Su particular defecto lo ha suplido Elena con una concentración que le supone un agotamiento diario, inusual hasta para un trabajo de su responsabilidad. Merced a este celo a la hora de sus quehaceres profesionales, éstos sólo se han visto menoscabados en contadas ocasiones por su distintiva deficiencia y, cuando ello ha ocurrido, su competente destreza ha sido suficiente para mermar en lo posible los efectos producidos. De unos años para          acá Elena visita cada miércoles la consulta privada del doctor Camino, un especialista en psiquiatría y, en particular en trastornos de la memoria. Desde aquellas primeras consultas hasta la fecha, Elena ha tenido mejoras muy puntuales, pero a la vista de que la mejora no ha alcanzado los resultados pronosticados, el doctor Camino, aunque la sigue atiborrando de fósforo y algún que otro revitalizante del riego sanguíneo, mantiene que todo puede deberse a trastornos de tipo hormonal    - teoría muy frecuente en los psiquiatras cuando no tienen ni pajolera idea de por dónde meterle mano a la psique del paciente.
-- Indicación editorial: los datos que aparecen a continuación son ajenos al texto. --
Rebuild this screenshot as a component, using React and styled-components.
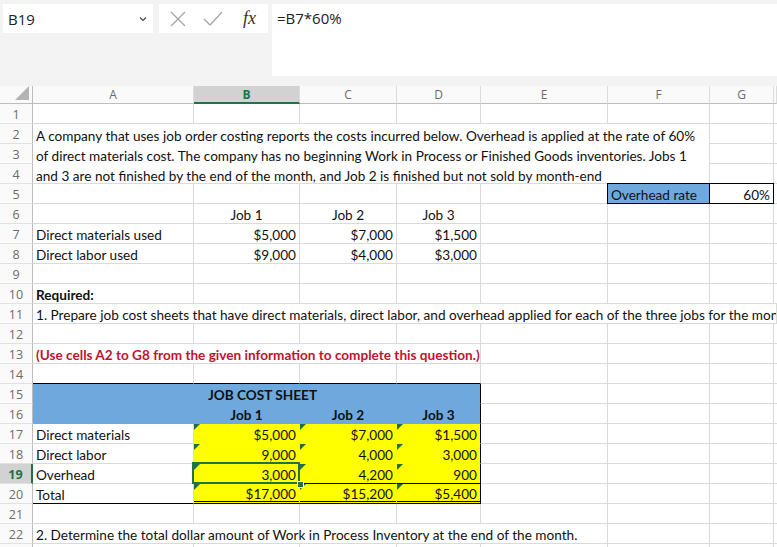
import React from 'react';
import styled, { createGlobalStyle, css } from 'styled-components';

const GREEN = '#217346';
const BLUE = '#6fa8dc';
const YELLOW = '#ffff00';
const RED = '#c0142c';
const GRID = '#dadada';
const BLACK = '#000';

const GlobalStyle = createGlobalStyle`
  html, body { margin: 0; padding: 0; background: #fff; overflow: hidden; }
  body { font-family: Lato, "Open Sans", sans-serif; }
`;

const Page = styled.div`
  width: 777px;
  height: 547px;
  overflow: hidden;
  background: #fff;
`;

const FormulaBar = styled.div`
  height: 86px;
  box-sizing: border-box;
  background: #f3f3f3;
  display: flex;
  align-items: flex-start;
  padding: 4px 0 0 3px;
`;

const NameBox = styled.div`
  width: 150px;
  height: 29px;
  box-sizing: border-box;
  background: #fff;
  display: flex;
  align-items: center;
  justify-content: space-between;
  padding: 0 5px 0 5px;
  font-family: "Open Sans", sans-serif;
  font-size: 15px;
  color: #222;
`;

const FnBox = styled.div`
  width: 109px;
  height: 29px;
  margin-left: 6px;
  box-sizing: border-box;
  background: #fff;
  display: flex;
  align-items: center;
  padding: 0 0 0 9px;
  gap: 14px;
`;

const FxLabel = styled.span`
  font-family: "Liberation Serif", serif;
  font-style: italic;
  font-size: 18px;
  color: #333;
  margin-left: 5px;
`;

const FormulaInput = styled.div`
  flex: 1;
  height: 72px;
  margin-left: 4px;
  box-sizing: border-box;
  background: #fff;
  padding: 4px 5px;
  font-family: "Open Sans", sans-serif;
  font-size: 15px;
  color: #222;
`;

const Sheet = styled.div`
  display: grid;
  grid-template-columns: 33px 161px 106px 97px 84px 127px 102px 64px 3px;
  grid-template-rows: 18px;
  grid-auto-rows: 20px;
  font-size: 13.6px;
  color: #111;
`;

const Corner = styled.div`
  grid-area: 1 / 1;
  background: #fafafa;
  border-right: 1px solid #bdbdbd;
  border-bottom: 1px solid #bdbdbd;
  box-sizing: border-box;
  display: flex;
  align-items: flex-end;
  justify-content: flex-end;
  padding: 0 3px 3px 0;
`;

const ColHead = styled.div`
  grid-area: 1 / ${(p) => p.$col + 1};
  box-sizing: border-box;
  background: #fafafa;
  border-right: 1px solid #dcdcdc;
  border-bottom: 1px solid #bdbdbd;
  display: flex;
  align-items: center;
  justify-content: center;
  font-family: "Open Sans", sans-serif;
  font-size: 12px;
  color: #6b6b6b;
  ${(p) =>
    p.$active &&
    css`
      background: #d2d2d2;
      color: ${GREEN};
      font-weight: 700;
      border-bottom: 2px solid ${GREEN};
    `}
`;

const RowHead = styled.div`
  grid-area: ${(p) => p.$row + 1} / 1;
  box-sizing: border-box;
  background: #fafafa;
  border-right: 1px solid #bdbdbd;
  border-bottom: 1px solid #e1e1e1;
  display: flex;
  align-items: center;
  justify-content: center;
  padding-top: 2px;
  font-family: "Open Sans", sans-serif;
  font-size: 12.5px;
  color: #6b6b6b;
  ${(p) =>
    p.$active &&
    css`
      background: #d2d2d2;
      color: ${GREEN};
      font-weight: 700;
      border-right: 2px solid ${GREEN};
    `}
`;

const Cell = styled.div`
  grid-row: ${(p) => p.$row + 1} / span ${(p) => p.$rspan || 1};
  grid-column: ${(p) => p.$col + 1} / span ${(p) => p.$span || 1};
  position: relative;
  box-sizing: border-box;
  min-width: 0;
  overflow: ${(p) => (p.$selected ? 'visible' : 'hidden')};
  white-space: nowrap;
  background: ${(p) => p.$bg || '#fff'};
  border-right: 1px solid ${(p) => p.$br || GRID};
  border-bottom: ${(p) => p.$bb || `1px solid ${GRID}`};
  display: flex;
  flex-direction: column;
  justify-content: ${(p) => (p.$rspan ? 'flex-start' : 'center')};
  align-items: ${(p) =>
    p.$align === 'right' ? 'flex-end' : p.$align === 'center' ? 'center' : 'flex-start'};
  padding: 2px 3px 0 ${(p) => p.$indent || 3}px;
  font-weight: ${(p) => (p.$bold ? 700 : 400)};
  color: ${(p) => p.$color || '#111'};
  ${(p) =>
    p.$boxed &&
    css`
      box-shadow: 0 -1px 0 ${BLACK}, -1px 0 0 ${BLACK}, -1px -1px 0 ${BLACK};
      z-index: 1;
    `}
  ${(p) =>
    p.$flag &&
    css`
      &::before {
        content: '';
        position: absolute;
        top: 0;
        left: 0;
        border-top: 6px solid #1e7145;
        border-right: 6px solid transparent;
      }
    `}
  ${(p) =>
    p.$selected &&
    css`
      z-index: 2;
      &::after {
        content: '';
        position: absolute;
        top: -2px;
        left: -2px;
        right: -1px;
        bottom: -1px;
        border: 2px solid ${GREEN};
      }
    `}
`;

const Line = styled.span`
  display: block;
  height: 20px;
  line-height: 20px;
`;

const Handle = styled.span`
  position: absolute;
  right: -5px;
  bottom: -5px;
  width: 5px;
  height: 5px;
  background: ${GREEN};
  border: 1px solid #fff;
  z-index: 3;
`;

const CloseIcon = () => (
  <svg width="20" height="20" viewBox="0 0 20 20">
    <path d="M3 3 L17 17 M17 3 L3 17" stroke="#a6a6a6" strokeWidth="1.3" fill="none" />
  </svg>
);

const CheckIcon = () => (
  <svg width="22" height="20" viewBox="0 0 22 20">
    <path d="M2 10 L8 16 L20 3" stroke="#a6a6a6" strokeWidth="1.3" fill="none" />
  </svg>
);

const Chevron = () => (
  <svg width="10" height="8" viewBox="0 0 10 8">
    <path d="M2 2.5 L5 5.5 L8 2.5" stroke="#444" strokeWidth="1.2" fill="none" />
  </svg>
);

const CornerMark = () => (
  <svg width="14" height="14" viewBox="0 0 14 14">
    <polygon points="14,0 14,14 0,14" fill="#b4b4b4" />
  </svg>
);

const COLS = ['A', 'B', 'C', 'D', 'E', 'F', 'G', ''];
const ROW_COUNT = 23;

// row -> list of cell specs (col 1 = A)
const yellowRow = (row, values, last) =>
  values.map((v, i) => ({
    col: i + 2,
    text: v,
    align: 'right',
    bg: YELLOW,
    flag: true,
    br: i === 2 ? BLACK : YELLOW,
    bb: last ? `3px double ${BLACK}` : row === 19 ? `1px solid ${BLACK}` : `1px solid ${YELLOW}`,
    selected: row === 19 && i === 0,
  }));

const SPECS = {
  2: [
    {
      col: 1,
      span: 6,
      rspan: 3,
      lines: [
        'A company that uses job order costing reports the costs incurred below. Overhead is applied at the rate of 60%',
        'of direct materials cost. The company has no beginning Work in Process or Finished Goods inventories. Jobs 1',
        'and 3 are not finished by the end of the month, and Job 2 is finished but not sold by month-end',
      ],
    },
  ],
  4: [{ col: 7, bb: `1px solid ${BLACK}` }],
  5: [
    { col: 5, br: BLACK },
    { col: 6, text: 'Overhead rate', bg: BLUE, br: BLACK, bb: `1px solid ${BLACK}`, boxed: true },
    { col: 7, text: '60%', align: 'right', br: BLACK, bb: `1px solid ${BLACK}`, boxed: true },
  ],
  6: [
    { col: 2, text: 'Job 1', align: 'center' },
    { col: 3, text: 'Job 2', align: 'center' },
    { col: 4, text: 'Job 3', align: 'center' },
  ],
  7: [
    { col: 1, text: 'Direct materials used' },
    { col: 2, text: '$5,000', align: 'right' },
    { col: 3, text: '$7,000', align: 'right' },
    { col: 4, text: '$1,500', align: 'right' },
  ],
  8: [
    { col: 1, text: 'Direct labor used' },
    { col: 2, text: '$9,000', align: 'right' },
    { col: 3, text: '$4,000', align: 'right' },
    { col: 4, text: '$3,000', align: 'right' },
  ],
  10: [{ col: 1, text: 'Required:', bold: true }],
  11: [
    {
      col: 1,
      span: 8,
      text: '1. Prepare job cost sheets that have direct materials, direct labor, and overhead applied for each of the three jobs for the month.',
    },
  ],
  13: [
    {
      col: 1,
      span: 4,
      text: '(Use cells A2 to G8 from the given information to complete this question.)',
      bold: true,
      color: RED,
    },
  ],
  14: [1, 2, 3, 4].map((col) => ({ col, bb: `1px solid ${BLACK}` })),
  15: [
    { col: 1, bg: BLUE, br: BLUE, bb: `1px solid ${BLUE}` },
    { col: 2, span: 2, text: 'JOB COST SHEET', bold: true, indent: 14, bg: BLUE, br: BLUE, bb: `1px solid ${BLUE}` },
    { col: 4, bg: BLUE, br: BLACK, bb: `1px solid ${BLUE}` },
  ],
  16: [
    { col: 1, bg: BLUE, br: BLUE, bb: `1px solid ${BLUE}` },
    { col: 2, text: 'Job 1', bold: true, align: 'center', bg: BLUE, br: BLUE, bb: `1px solid ${BLUE}` },
    { col: 3, text: 'Job 2', bold: true, align: 'center', bg: BLUE, br: BLUE, bb: `1px solid ${BLUE}` },
    { col: 4, text: 'Job 3', bold: true, align: 'center', bg: BLUE, br: BLACK, bb: `1px solid ${BLUE}` },
  ],
  17: [{ col: 1, text: 'Direct materials' }, ...yellowRow(17, ['$5,000', '$7,000', '$1,500'])],
  18: [{ col: 1, text: 'Direct labor' }, ...yellowRow(18, ['9,000', '4,000', '3,000'])],
  19: [{ col: 1, text: 'Overhead' }, ...yellowRow(19, ['3,000', '4,200', '900'])],
  20: [
    { col: 1, text: 'Total', bb: `1px solid ${BLACK}` },
    ...yellowRow(20, ['$17,000', '$15,200', '$5,400'], true),
  ],
  22: [
    {
      col: 1,
      span: 5,
      text: '2. Determine the total dollar amount of Work in Process Inventory at the end of the month.',
    },
  ],
};

const buildCells = () => {
  const covered = new Set();
  const cells = [];
  for (let row = 1; row <= ROW_COUNT; row++) {
    const specs = SPECS[row] || [];
    specs.forEach((s) => {
      for (let r = row; r < row + (s.rspan || 1); r++)
        for (let c = s.col; c < s.col + (s.span || 1); c++) covered.add(`${r}-${c}`);
      cells.push({ ...s, row });
    });
    for (let col = 1; col <= 8; col++) {
      if (!covered.has(`${row}-${col}`)) {
        covered.add(`${row}-${col}`);
        cells.push({ row, col });
      }
    }
  }
  return cells;
};

const CELLS = buildCells();

const App = () => (
  <Page>
    <GlobalStyle />
    <FormulaBar>
      <NameBox>
        <span>B19</span>
        <Chevron />
      </NameBox>
      <FnBox>
        <CloseIcon />
        <CheckIcon />
        <FxLabel>fx</FxLabel>
      </FnBox>
      <FormulaInput>=B7*60%</FormulaInput>
    </FormulaBar>
    <Sheet>
      <Corner>
        <CornerMark />
      </Corner>
      {COLS.map((c, i) => (
        <ColHead key={i} $col={i + 1} $active={c === 'B'}>
          {c}
        </ColHead>
      ))}
      {Array.from({ length: ROW_COUNT }, (_, i) => (
        <RowHead key={i} $row={i + 1} $active={i + 1 === 19}>
          {i + 1 < ROW_COUNT ? i + 1 : ''}
        </RowHead>
      ))}
      {CELLS.map((c) => (
        <Cell
          key={`${c.row}-${c.col}`}
          $row={c.row}
          $col={c.col}
          $span={c.span}
          $rspan={c.rspan}
          $align={c.align}
          $bg={c.bg}
          $br={c.br}
          $bb={c.bb}
          $bold={c.bold}
          $color={c.color}
          $indent={c.indent}
          $flag={c.flag}
          $boxed={c.boxed}
          $selected={c.selected}
        >
          {c.lines ? c.lines.map((l) => <Line key={l}>{l}</Line>) : c.text}
          {c.selected && <Handle />}
        </Cell>
      ))}
    </Sheet>
  </Page>
);

export default App;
Lo que más desquicia a Elena es que, habida cuenta de la exacerbada aplicación que mantiene en sus labores médicas, cuando éstas no anda de por medio, la “desmemoria” se suelta las riendas y le produce verdaderos estragos. Así, no es raro verla poner el pisito patas arriba buscando cualquier documento extraviado que, al final y, una vez rezada la oración de San Antonio - de carrendilla y sin error, que si no el santo, que debe de ser un caprichoso, no concede la gracia - puede aparecer en el lugar más insospechado. Por desgracia para ella, Sorpresa es la que más sufre con el despiste congénito de su ama, que no son pocos los días en que su tazón de leche y su ración de compuesto con sabor a pescado no acaban de llegar, que el animal se ha ido acostumbrando al hambre      cual penitencia sacerdotal tan frecuente como involuntaria.